* What is required *
Gather up the lines with the word "Tailwind" in them.

Records with interface code
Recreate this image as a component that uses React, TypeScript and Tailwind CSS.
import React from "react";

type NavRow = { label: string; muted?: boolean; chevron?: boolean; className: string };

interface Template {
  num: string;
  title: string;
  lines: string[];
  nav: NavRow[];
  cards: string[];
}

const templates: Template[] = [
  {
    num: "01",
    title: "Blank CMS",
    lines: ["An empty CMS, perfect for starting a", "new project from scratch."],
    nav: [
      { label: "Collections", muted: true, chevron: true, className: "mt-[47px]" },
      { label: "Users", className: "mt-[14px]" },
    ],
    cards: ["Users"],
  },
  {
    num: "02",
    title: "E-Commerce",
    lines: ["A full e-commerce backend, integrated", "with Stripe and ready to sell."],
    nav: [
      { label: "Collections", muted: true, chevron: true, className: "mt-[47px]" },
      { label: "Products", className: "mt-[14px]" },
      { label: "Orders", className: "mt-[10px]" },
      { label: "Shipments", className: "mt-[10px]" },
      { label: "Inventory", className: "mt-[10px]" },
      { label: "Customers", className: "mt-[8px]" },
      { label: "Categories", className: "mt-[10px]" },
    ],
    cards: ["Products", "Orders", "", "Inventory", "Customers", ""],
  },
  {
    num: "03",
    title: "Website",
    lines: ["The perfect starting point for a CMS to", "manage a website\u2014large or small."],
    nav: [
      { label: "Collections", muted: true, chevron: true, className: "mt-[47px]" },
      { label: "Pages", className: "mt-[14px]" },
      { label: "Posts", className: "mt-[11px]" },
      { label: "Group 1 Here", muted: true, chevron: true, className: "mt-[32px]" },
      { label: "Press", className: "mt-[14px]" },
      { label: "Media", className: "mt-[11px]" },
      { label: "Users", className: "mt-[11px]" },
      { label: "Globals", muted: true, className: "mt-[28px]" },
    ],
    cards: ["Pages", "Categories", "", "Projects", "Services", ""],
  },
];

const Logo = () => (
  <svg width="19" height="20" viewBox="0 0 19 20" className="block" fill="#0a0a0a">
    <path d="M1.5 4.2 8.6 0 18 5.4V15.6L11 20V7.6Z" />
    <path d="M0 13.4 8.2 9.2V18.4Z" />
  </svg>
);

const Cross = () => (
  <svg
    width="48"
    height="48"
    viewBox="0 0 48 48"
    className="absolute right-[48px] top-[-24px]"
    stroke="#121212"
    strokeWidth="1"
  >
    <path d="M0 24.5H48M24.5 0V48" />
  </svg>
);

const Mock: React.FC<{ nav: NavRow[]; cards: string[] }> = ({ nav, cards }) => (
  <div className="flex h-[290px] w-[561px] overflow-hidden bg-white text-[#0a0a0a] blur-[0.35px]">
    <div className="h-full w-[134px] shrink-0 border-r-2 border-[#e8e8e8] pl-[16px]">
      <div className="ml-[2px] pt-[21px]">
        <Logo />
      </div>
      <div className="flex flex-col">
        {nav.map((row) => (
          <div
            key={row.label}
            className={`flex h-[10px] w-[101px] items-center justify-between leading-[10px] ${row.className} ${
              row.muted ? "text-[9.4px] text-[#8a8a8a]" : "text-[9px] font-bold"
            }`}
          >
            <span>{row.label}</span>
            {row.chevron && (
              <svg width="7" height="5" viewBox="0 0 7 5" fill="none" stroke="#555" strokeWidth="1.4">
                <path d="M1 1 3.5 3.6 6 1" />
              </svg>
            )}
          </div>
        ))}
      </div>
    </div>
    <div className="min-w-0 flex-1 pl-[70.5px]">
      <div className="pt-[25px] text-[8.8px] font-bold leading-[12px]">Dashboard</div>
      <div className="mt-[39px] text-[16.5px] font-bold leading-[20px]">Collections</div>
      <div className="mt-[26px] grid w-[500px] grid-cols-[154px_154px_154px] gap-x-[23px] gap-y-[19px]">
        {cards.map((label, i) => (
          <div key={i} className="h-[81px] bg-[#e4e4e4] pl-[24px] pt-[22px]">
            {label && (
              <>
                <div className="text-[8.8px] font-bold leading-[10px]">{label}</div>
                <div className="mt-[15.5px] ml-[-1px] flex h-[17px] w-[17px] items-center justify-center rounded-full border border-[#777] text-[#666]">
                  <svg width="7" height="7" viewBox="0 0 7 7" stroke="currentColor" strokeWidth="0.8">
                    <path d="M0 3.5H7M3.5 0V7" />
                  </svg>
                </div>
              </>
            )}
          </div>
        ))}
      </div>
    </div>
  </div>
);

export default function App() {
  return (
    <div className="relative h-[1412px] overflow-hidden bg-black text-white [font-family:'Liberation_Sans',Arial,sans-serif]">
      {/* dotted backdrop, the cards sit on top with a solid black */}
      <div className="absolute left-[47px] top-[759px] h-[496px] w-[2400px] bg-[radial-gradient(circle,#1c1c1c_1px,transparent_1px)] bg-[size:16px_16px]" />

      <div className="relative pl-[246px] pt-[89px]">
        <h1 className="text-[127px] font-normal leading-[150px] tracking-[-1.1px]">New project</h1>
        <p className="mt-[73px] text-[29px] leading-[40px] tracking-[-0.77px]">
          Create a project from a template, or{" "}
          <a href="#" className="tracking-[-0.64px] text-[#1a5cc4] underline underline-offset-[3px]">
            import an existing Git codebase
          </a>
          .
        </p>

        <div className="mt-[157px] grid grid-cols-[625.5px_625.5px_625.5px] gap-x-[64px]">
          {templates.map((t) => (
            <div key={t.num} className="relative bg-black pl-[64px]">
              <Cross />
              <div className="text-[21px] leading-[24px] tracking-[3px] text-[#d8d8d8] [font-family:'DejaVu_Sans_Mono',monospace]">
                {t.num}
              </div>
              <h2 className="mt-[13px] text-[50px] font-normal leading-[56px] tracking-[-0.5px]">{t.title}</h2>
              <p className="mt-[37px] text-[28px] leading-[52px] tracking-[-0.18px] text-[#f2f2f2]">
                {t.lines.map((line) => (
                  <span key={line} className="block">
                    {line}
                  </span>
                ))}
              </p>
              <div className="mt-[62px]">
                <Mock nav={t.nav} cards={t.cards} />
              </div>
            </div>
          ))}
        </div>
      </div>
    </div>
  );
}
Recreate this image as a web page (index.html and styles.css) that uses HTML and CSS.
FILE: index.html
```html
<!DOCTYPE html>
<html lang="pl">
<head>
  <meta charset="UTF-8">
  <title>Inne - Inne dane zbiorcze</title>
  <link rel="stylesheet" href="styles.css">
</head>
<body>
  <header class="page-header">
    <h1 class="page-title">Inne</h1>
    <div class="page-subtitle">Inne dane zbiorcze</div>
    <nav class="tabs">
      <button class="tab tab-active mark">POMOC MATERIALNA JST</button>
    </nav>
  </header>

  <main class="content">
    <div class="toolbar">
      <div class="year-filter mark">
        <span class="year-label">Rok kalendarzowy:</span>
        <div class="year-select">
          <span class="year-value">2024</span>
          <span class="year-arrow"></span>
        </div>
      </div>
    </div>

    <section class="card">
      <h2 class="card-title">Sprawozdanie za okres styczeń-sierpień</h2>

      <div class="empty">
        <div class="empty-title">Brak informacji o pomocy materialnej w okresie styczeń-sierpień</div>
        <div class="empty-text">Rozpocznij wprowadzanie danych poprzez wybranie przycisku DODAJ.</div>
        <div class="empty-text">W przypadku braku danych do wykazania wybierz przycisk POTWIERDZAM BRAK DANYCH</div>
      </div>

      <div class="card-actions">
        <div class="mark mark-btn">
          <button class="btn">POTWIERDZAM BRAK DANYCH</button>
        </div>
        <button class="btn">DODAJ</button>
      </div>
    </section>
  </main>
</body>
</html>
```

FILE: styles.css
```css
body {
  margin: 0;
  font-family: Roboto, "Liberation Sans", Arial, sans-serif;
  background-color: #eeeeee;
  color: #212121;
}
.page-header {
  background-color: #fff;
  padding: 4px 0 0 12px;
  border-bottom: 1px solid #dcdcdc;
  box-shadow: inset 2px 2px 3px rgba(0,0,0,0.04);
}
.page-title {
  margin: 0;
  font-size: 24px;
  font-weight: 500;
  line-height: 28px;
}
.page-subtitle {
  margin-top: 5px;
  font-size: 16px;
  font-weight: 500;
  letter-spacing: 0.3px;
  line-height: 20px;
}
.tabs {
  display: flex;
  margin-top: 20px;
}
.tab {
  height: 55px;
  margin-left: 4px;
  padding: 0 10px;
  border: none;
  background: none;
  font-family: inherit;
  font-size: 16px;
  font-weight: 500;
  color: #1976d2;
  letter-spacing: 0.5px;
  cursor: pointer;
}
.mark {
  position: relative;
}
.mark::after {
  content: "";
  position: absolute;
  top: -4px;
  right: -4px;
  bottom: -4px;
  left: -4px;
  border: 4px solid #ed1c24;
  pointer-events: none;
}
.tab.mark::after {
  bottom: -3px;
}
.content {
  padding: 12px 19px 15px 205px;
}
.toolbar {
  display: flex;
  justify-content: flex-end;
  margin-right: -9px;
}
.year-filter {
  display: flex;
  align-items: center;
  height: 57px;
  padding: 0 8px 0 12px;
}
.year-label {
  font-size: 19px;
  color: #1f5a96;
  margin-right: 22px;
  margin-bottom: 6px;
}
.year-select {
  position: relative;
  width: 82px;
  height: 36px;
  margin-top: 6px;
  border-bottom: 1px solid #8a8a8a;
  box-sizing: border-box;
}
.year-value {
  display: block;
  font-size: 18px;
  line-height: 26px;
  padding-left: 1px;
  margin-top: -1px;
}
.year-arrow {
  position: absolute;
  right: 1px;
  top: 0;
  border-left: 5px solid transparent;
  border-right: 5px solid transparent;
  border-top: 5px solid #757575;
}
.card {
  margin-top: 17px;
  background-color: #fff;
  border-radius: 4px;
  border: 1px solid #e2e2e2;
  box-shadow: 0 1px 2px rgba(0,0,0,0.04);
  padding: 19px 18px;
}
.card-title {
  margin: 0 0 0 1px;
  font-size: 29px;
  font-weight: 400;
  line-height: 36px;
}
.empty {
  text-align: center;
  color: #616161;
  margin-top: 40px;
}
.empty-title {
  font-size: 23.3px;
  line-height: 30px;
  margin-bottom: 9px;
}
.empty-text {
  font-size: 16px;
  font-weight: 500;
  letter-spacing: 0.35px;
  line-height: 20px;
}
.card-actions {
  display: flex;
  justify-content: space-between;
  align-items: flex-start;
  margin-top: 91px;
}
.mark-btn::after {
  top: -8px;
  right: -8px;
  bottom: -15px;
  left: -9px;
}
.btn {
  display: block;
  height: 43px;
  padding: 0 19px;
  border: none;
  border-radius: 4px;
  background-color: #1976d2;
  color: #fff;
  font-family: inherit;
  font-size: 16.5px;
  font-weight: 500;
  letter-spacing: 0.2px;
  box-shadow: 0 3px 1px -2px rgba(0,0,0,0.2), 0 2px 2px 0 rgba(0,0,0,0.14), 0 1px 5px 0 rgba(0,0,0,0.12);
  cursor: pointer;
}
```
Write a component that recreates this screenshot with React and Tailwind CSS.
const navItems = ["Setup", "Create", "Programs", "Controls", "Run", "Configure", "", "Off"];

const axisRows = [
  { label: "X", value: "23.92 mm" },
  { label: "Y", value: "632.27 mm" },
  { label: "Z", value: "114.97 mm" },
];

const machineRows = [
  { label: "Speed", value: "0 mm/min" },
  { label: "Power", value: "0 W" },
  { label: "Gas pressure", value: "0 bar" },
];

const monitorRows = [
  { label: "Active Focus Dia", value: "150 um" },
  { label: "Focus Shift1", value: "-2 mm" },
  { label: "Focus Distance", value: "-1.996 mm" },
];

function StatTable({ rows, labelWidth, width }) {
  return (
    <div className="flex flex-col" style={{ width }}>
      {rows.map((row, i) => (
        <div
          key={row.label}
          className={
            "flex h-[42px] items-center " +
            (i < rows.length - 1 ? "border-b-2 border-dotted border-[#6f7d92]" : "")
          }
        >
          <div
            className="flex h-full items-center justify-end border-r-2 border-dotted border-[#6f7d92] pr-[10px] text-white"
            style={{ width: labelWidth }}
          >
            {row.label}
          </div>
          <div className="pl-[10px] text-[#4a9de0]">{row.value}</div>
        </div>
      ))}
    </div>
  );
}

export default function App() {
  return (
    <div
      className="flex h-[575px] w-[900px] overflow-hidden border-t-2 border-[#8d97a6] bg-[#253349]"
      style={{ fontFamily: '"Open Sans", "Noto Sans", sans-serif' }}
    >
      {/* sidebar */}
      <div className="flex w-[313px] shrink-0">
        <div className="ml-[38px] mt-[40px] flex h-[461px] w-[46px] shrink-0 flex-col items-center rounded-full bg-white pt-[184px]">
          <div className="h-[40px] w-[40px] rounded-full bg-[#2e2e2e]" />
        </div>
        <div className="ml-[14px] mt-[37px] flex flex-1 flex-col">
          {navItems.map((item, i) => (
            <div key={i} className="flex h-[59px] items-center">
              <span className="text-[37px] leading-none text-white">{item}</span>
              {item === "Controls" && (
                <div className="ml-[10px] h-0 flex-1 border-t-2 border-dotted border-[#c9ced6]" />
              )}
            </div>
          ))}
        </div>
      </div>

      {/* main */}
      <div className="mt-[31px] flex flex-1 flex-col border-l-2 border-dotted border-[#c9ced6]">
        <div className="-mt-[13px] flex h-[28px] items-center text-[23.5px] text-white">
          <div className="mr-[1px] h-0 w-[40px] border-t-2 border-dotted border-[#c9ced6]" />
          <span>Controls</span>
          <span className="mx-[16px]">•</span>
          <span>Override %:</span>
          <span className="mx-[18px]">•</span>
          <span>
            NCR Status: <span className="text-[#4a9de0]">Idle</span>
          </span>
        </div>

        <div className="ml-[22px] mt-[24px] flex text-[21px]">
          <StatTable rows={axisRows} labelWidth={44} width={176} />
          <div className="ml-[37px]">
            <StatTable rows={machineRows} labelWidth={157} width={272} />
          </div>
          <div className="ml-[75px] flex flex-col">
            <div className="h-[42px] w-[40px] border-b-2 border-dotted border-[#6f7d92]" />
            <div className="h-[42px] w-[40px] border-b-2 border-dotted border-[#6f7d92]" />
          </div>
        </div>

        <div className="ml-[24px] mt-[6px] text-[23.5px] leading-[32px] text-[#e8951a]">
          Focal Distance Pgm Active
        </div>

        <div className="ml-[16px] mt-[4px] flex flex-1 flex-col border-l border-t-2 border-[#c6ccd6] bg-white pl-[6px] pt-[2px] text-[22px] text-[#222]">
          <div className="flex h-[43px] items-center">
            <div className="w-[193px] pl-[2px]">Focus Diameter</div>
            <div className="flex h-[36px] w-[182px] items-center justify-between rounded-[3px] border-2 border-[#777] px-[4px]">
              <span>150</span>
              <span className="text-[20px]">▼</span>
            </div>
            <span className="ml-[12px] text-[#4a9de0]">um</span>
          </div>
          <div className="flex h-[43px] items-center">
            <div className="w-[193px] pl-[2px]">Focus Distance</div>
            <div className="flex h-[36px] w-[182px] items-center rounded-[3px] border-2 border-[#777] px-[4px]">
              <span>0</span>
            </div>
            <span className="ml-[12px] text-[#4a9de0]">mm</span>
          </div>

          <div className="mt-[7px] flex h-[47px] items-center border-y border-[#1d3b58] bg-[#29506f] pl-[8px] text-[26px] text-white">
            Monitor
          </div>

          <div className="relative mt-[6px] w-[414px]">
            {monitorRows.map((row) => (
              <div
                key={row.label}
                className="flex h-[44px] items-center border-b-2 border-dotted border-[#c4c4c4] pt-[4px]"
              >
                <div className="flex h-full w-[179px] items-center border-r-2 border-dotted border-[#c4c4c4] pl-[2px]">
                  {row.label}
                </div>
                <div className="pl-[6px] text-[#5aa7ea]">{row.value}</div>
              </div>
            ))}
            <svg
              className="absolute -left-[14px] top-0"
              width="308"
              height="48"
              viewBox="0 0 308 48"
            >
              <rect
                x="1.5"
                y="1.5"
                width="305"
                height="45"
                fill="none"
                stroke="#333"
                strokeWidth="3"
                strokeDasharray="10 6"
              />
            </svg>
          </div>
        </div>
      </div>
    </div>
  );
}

* Completed exercise *
Recreate this image as a component that uses React, TypeScript and Tailwind CSS.
Write a component that recreates this screenshot with React and Tailwind CSS.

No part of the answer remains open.